>> BEGIN Task input

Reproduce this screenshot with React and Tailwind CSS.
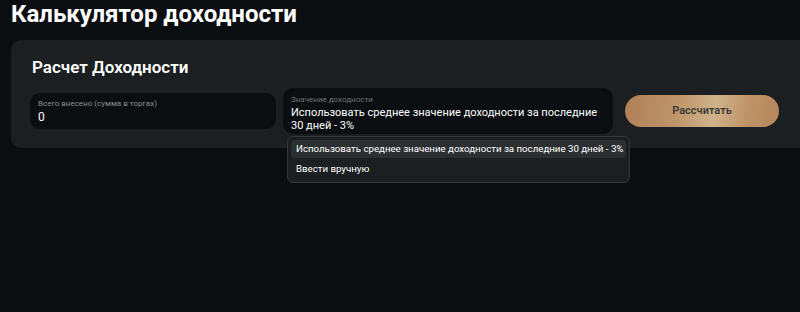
const App = () => {
  return (
    <div className="w-[800px] h-[312px] overflow-hidden bg-[#0b0e11] font-['Roboto',sans-serif]">
      <h1 className="pl-[11px] text-[24px] leading-[28px] font-bold text-white">Калькулятор доходности</h1>
      <div className="ml-[11px] mt-[12px] w-[800px] h-[108px] rounded-[10px] bg-[#1c1f21] pl-[19px] pt-[15px]">
        <h2 className="pl-[2px] text-[17px] leading-[24px] font-semibold text-white">Расчет Доходности</h2>
        <div className="mt-[9px] flex items-center">
          <div className="w-[246px] h-[36px] rounded-[10px] bg-[#0b0e10] px-[8px] pt-[6px]">
            <div className="text-[8px] leading-[10px] text-[#8a8d90]">Всего внесено (сумма в торгах)</div>
            <div className="text-[12px] leading-[16px] text-white">0</div>
          </div>
          <div className="relative ml-[7px] w-[330px] h-[46px] rounded-[10px] bg-[#0b0e10] px-[8px] pt-[7px]">
            <div className="text-[8px] leading-[10px] text-[#6f7275]">Значение доходности</div>
            <div className="mt-[1px] text-[11px] leading-[13px] text-white whitespace-nowrap">
              <div>Использовать среднее значение доходности за последние</div>
              <div>30 дней - 3%</div>
            </div>
            <div className="absolute left-[4px] top-[48px] w-[343px] h-[47px] rounded-[6px] border border-[#34373a] bg-[#1c1f21] p-[3px] z-10">
              <div className="h-[18px] rounded-[4px] bg-[#2c2f32] px-[5px] text-[9.7px] leading-[18px] text-white whitespace-nowrap">Использовать среднее значение доходности за последние 30 дней - 3%</div>
              <div className="mt-[2px] h-[18px] px-[5px] text-[9.7px] leading-[18px] text-white">Ввести вручную</div>
            </div>
          </div>
          <button className="ml-[12px] w-[154px] h-[32px] rounded-full bg-[linear-gradient(100deg,#b07f56_0%,#bf966c_35%,#cfb38b_58%,#c09469_78%,#b5845b_100%)] text-[11px] font-semibold text-[#3b3a38]">Рассчитать</button>
        </div>
      </div>
    </div>
  )
}
export default App
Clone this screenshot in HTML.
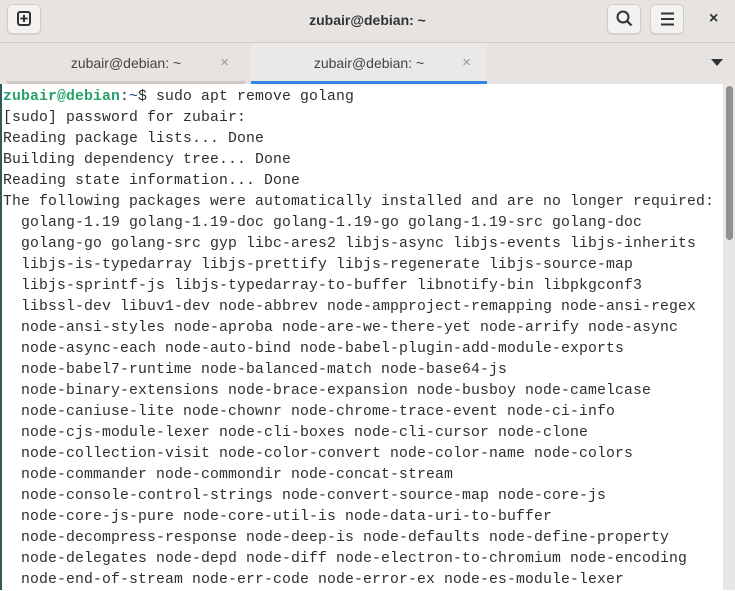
<!DOCTYPE html>
<html><head><meta charset="utf-8"><style>
html,body{margin:0;padding:0;width:735px;height:590px;overflow:hidden;background:#fff;font-family:"Liberation Sans",sans-serif}
#hdr{position:absolute;left:0;top:0;width:735px;height:42px;background:#e6e3e0;border-bottom:1px solid #cfcbc7}
.btn{position:absolute;top:4px;width:34px;height:30px;border-radius:5px;background:#f3f2f1;border:1px solid #d0ccc8;box-sizing:border-box;box-shadow:0 1px 1px rgba(0,0,0,.08)}
#title{position:absolute;left:0;width:735px;top:12px;text-align:center;font-weight:bold;font-size:14px;color:#2e3436}
#tabs{position:absolute;left:0;top:43px;width:735px;height:41px;background:#e6e3e0}
.tab{position:absolute;top:0;height:41px;font-size:14px;color:#444;line-height:40px;text-align:center}
.tab .x{position:absolute;right:16px;top:0;color:#999;font-size:15px}
#term{position:absolute;left:2px;top:84px;width:721px;height:506px;background:#fff}
pre{margin:0;padding:3px 0 0 1px;font-family:"Liberation Mono",monospace;font-size:14.8px;letter-spacing:0.12px;line-height:21px;color:#2e2e2e}
.g{color:#26a269;font-weight:bold}.b{color:#12488b;}
#sb{position:absolute;left:723px;top:84px;width:12px;height:506px;background:#e9e7e5}
#th{position:absolute;left:726px;top:86px;width:7px;height:154px;border-radius:4px;background:#909090}
</style></head><body>
<div style="position:absolute;left:0;top:0;width:2px;height:590px;background:#2e5a5a"></div>
<div id="hdr">
<div class="btn" style="left:7px"><svg width="34" height="30" style="position:absolute;left:-1px;top:-1px"><rect x="11" y="8" width="12" height="13" rx="2" fill="none" stroke="#2e3436" stroke-width="2"/><path d="M17 11v7M13.5 14.5h7" stroke="#2e3436" stroke-width="2"/></svg></div>
<div id="title">zubair@debian: ~</div>
<div class="btn" style="left:607px"><svg width="34" height="30" style="position:absolute;left:-1px;top:-1px"><circle cx="16" cy="13" r="5.5" fill="none" stroke="#2e3436" stroke-width="2"/><path d="M20 17l4.5 4.5" stroke="#2e3436" stroke-width="2.2"/></svg></div>
<div class="btn" style="left:650px"><svg width="34" height="30" style="position:absolute;left:-1px;top:-1px"><path d="M11 9.5h13M11 15h13M11 20.5h13" stroke="#2e3436" stroke-width="2"/></svg></div>
<div style="position:absolute;left:709px;top:10px;font-size:16px;font-weight:bold;color:#2e3436">×</div>
</div>
<div id="tabs">
<div class="tab" style="left:7px;width:238px;background:#e6e3e0;border-bottom:3px solid #cdc8c3;box-sizing:border-box">zubair@debian: ~<span class="x">×</span></div>
<div class="tab" style="left:251px;width:236px;background:#ebe9e7;border-bottom:3px solid #3584e4;box-sizing:border-box">zubair@debian: ~<span class="x">×</span></div>
<div style="position:absolute;left:711px;top:16px;width:0;height:0;border-left:6px solid transparent;border-right:6px solid transparent;border-top:7px solid #2e3436"></div>
</div>
<div id="term"><pre><span class="g">zubair@debian</span>:<span class="b">~</span>$ sudo apt remove golang
[sudo] password for zubair:
Reading package lists... Done
Building dependency tree... Done
Reading state information... Done
The following packages were automatically installed and are no longer required:
  golang-1.19 golang-1.19-doc golang-1.19-go golang-1.19-src golang-doc
  golang-go golang-src gyp libc-ares2 libjs-async libjs-events libjs-inherits
  libjs-is-typedarray libjs-prettify libjs-regenerate libjs-source-map
  libjs-sprintf-js libjs-typedarray-to-buffer libnotify-bin libpkgconf3
  libssl-dev libuv1-dev node-abbrev node-ampproject-remapping node-ansi-regex
  node-ansi-styles node-aproba node-are-we-there-yet node-arrify node-async
  node-async-each node-auto-bind node-babel-plugin-add-module-exports
  node-babel7-runtime node-balanced-match node-base64-js
  node-binary-extensions node-brace-expansion node-busboy node-camelcase
  node-caniuse-lite node-chownr node-chrome-trace-event node-ci-info
  node-cjs-module-lexer node-cli-boxes node-cli-cursor node-clone
  node-collection-visit node-color-convert node-color-name node-colors
  node-commander node-commondir node-concat-stream
  node-console-control-strings node-convert-source-map node-core-js
  node-core-js-pure node-core-util-is node-data-uri-to-buffer
  node-decompress-response node-deep-is node-defaults node-define-property
  node-delegates node-depd node-diff node-electron-to-chromium node-encoding
  node-end-of-stream node-err-code node-error-ex node-es-module-lexer</pre></div>
<div id="sb"></div><div id="th"></div>
</body></html>
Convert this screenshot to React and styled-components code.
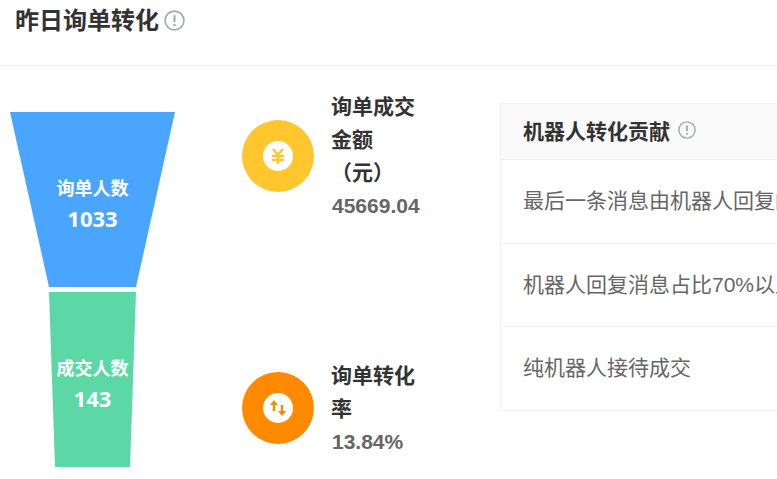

>> END Task input

Task instructions: Search the data above for the string "this" and return every line that has it.

Task output:
Reproduce this screenshot with React and Tailwind CSS.
Clone this screenshot in HTML.
Convert this screenshot to React and styled-components code.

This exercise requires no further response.